Review: Chain Play at Flight Path Theatre – Syd Fringe

Review by Bella Wellstead


12 emerging playwrights. 13 fabulous performers. A team of over 40, producing two new Asian-Australian plays. Chain Play is a night of gregarious energy that presents two six-scene plays – Where There’s a Will, There’s a Way and How Asian Are You? These two performances were created by a team of writers who were provided with only the scene before theirs to inform how they wrote their own. The writing is youthful, vibrant, and chock full of pop culture references. Despite this, an intergenerational and culturally diverse cast command the stage, capturing both the individual and collective experiences of the Asian diaspora.

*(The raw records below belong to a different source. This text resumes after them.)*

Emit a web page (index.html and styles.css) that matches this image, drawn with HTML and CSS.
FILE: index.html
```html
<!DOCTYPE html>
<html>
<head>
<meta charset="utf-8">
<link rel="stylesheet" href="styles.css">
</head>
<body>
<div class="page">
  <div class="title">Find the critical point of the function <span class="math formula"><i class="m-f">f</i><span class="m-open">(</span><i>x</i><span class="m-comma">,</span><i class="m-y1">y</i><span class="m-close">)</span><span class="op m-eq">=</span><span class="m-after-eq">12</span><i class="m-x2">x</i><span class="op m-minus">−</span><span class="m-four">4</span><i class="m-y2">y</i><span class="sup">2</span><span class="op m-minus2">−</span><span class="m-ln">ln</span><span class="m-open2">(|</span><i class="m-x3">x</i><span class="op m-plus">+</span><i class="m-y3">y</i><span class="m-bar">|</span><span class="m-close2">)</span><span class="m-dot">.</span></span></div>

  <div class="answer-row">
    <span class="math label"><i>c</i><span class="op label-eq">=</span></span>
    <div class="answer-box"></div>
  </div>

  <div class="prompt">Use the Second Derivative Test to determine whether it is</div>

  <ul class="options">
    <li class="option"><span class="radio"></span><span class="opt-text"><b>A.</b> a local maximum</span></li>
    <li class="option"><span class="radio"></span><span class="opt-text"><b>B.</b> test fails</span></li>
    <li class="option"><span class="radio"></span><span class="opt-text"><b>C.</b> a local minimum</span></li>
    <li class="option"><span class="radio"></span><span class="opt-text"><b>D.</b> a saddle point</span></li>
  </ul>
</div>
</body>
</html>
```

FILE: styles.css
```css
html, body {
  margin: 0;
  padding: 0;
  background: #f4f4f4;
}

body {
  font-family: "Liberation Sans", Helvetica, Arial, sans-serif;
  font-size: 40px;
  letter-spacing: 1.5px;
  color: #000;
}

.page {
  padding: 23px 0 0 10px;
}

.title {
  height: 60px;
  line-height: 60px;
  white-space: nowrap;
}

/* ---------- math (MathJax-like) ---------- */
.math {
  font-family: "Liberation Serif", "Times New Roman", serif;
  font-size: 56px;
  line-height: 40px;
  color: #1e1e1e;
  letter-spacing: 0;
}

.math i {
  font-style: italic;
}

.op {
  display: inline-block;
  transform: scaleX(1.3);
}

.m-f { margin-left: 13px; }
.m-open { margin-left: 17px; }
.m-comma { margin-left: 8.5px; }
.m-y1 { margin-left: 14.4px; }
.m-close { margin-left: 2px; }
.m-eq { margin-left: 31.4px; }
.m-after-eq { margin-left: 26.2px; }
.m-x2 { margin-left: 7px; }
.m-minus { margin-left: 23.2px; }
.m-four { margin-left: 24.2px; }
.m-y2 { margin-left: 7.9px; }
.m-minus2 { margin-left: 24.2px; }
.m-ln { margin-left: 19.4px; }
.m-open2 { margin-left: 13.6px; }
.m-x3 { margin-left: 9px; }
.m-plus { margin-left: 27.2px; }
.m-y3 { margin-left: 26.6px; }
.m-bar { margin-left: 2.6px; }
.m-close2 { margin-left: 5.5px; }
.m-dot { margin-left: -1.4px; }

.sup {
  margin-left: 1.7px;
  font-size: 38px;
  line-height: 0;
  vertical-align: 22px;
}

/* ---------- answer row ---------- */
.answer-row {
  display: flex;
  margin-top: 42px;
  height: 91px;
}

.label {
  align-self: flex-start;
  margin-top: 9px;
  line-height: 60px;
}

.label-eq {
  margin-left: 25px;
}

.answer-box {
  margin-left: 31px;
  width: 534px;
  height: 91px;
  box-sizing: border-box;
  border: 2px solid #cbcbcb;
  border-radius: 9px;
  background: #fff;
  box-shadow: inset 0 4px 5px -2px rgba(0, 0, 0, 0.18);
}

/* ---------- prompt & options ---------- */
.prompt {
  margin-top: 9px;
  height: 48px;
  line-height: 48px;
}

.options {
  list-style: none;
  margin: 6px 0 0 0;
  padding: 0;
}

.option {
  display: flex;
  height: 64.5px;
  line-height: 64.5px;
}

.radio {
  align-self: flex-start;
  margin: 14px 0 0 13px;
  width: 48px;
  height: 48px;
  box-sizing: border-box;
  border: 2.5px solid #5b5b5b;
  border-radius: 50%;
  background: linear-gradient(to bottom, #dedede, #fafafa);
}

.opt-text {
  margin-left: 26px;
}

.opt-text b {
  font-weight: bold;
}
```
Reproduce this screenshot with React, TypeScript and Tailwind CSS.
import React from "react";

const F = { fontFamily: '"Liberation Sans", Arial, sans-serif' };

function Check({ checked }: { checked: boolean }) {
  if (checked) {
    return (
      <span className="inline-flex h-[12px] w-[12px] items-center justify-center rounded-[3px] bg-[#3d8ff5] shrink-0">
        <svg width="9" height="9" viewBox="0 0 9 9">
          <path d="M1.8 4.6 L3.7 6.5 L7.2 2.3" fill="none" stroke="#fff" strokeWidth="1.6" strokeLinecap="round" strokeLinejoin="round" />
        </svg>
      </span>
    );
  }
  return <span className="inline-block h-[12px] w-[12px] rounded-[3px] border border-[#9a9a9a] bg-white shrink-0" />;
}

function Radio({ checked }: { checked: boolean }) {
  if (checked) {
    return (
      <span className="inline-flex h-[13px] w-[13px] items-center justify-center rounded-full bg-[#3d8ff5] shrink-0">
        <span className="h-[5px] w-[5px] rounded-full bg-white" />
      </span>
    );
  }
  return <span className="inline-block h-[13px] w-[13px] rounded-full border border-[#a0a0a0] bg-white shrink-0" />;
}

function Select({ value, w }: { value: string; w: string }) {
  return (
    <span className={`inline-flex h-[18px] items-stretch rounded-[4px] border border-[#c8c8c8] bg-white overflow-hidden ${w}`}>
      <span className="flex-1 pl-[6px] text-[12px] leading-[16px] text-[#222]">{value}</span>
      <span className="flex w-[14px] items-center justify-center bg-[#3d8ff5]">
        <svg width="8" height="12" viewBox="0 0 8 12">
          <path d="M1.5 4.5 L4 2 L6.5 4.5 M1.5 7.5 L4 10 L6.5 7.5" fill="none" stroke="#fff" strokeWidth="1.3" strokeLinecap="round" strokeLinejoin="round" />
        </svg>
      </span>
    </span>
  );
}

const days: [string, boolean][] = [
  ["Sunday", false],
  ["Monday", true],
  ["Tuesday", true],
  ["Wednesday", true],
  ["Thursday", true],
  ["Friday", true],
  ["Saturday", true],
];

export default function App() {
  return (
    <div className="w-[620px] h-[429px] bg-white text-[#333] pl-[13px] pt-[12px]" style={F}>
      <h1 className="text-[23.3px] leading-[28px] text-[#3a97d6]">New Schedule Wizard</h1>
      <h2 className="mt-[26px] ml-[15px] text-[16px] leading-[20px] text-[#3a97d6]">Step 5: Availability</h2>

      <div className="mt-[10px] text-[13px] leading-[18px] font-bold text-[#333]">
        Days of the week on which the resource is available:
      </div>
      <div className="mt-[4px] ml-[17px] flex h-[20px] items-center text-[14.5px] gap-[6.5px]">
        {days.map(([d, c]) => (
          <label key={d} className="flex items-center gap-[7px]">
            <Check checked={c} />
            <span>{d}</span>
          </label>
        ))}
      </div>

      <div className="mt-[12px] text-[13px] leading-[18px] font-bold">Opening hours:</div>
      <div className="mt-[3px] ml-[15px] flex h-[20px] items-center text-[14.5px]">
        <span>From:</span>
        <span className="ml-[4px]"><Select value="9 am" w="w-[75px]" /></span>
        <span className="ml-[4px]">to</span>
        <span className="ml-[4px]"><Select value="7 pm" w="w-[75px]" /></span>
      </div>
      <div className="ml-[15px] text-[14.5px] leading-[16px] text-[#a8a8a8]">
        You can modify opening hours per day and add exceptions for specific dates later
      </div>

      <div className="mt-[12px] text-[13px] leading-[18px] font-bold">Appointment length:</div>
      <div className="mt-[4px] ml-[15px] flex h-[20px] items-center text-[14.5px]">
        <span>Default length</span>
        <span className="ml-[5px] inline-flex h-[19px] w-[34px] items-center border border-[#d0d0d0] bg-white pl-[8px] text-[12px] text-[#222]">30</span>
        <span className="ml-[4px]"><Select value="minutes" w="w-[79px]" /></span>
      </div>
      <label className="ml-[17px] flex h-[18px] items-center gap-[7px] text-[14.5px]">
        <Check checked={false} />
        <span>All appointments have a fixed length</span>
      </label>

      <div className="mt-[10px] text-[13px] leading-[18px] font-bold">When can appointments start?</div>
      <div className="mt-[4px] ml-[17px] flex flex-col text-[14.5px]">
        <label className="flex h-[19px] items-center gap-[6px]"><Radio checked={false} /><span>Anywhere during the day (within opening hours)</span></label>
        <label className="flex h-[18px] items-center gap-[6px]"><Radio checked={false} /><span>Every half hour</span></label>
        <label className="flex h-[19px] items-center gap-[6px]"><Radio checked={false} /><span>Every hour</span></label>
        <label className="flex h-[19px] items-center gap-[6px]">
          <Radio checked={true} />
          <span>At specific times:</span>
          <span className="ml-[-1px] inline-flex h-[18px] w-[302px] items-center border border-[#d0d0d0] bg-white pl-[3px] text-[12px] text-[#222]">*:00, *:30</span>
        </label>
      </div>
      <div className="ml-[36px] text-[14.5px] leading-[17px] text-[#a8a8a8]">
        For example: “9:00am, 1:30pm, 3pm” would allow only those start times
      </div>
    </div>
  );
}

In Where There’s a Will, There’s a Way, aged care worker My is bamboozled into believing that she has inherited a billion dollars’ worth of bitcoin from her client Alex. With the appearance of various mysterious newcomers, this ‘inheritance’ is revealed to be an elaborate revenge plot against Alex and her daughter. In How Asian Are You? Ella worries that her mixed boyfriend John is only interested in her because she’s Asian. She embarks on a quest to unveil the ways in which he expresses his culture. In so doing, she opens a dialogue about the many ways that Asian identity can be defined by those within the diaspora.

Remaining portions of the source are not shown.